- Description of the task: Reply with one number: the count of lines in the listing that contain the string "components".

..............................

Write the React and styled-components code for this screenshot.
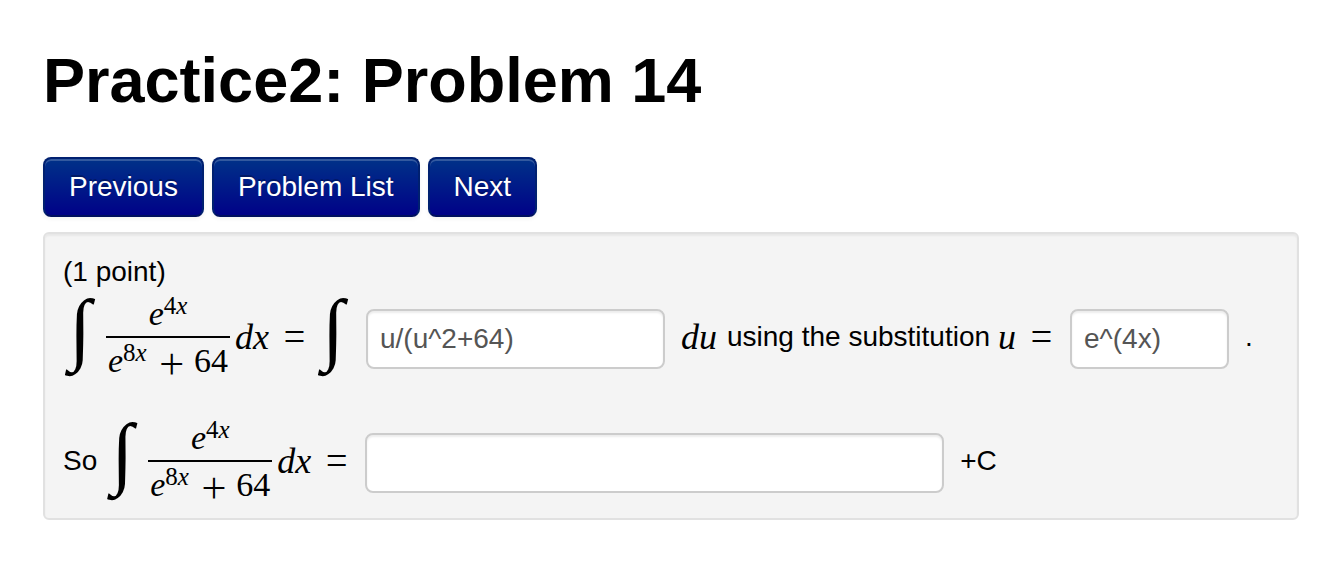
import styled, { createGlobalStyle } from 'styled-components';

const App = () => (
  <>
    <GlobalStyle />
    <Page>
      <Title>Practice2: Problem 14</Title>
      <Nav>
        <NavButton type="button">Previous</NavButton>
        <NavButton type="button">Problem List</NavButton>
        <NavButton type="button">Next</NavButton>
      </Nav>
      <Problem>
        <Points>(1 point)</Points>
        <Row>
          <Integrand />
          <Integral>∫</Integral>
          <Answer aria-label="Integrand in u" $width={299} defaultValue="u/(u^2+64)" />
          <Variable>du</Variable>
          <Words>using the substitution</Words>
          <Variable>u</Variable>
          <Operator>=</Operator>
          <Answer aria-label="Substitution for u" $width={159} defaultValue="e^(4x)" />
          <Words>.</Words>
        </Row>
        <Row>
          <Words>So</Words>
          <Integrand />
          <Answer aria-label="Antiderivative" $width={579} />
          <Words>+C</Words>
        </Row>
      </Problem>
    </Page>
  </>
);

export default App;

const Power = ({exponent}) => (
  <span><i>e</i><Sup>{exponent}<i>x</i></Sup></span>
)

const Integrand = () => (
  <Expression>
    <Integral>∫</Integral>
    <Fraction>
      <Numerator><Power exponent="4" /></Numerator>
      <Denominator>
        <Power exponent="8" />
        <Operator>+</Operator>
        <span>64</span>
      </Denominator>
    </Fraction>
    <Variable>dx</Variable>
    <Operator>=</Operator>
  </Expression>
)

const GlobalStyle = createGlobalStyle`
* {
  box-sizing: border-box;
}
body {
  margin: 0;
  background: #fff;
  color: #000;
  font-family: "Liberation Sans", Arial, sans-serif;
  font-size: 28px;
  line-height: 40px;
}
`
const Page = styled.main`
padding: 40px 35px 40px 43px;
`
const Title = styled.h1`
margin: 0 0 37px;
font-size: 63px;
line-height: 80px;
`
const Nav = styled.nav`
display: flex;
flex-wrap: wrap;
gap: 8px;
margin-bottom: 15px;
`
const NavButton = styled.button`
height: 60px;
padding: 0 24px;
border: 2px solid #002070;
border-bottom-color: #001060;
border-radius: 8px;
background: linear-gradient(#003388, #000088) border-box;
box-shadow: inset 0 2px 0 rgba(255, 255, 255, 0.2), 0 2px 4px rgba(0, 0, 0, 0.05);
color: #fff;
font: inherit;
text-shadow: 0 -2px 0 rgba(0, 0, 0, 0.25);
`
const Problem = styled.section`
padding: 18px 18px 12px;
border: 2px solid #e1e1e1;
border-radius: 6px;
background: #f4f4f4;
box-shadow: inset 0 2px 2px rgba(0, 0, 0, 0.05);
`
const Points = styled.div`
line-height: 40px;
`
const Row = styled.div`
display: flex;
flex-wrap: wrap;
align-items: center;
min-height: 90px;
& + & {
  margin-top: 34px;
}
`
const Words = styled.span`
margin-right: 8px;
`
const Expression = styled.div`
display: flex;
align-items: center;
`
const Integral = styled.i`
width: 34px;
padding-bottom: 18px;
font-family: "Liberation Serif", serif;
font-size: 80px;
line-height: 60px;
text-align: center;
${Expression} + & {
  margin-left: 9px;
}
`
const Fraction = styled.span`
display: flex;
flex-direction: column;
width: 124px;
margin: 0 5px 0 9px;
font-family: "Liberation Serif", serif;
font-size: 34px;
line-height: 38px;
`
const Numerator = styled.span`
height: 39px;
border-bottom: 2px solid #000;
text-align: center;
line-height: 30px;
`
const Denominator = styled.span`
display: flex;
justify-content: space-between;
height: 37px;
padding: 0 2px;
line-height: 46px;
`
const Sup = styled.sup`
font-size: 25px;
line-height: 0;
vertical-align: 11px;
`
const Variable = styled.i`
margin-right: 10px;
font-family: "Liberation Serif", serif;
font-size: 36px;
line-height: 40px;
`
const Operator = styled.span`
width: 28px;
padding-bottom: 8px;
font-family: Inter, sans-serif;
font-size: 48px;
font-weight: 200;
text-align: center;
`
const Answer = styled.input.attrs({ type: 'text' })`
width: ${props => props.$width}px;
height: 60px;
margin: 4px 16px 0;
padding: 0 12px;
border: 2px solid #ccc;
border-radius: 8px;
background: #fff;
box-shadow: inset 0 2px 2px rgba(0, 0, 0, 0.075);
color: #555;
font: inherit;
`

..............................

- Finished exercise: 2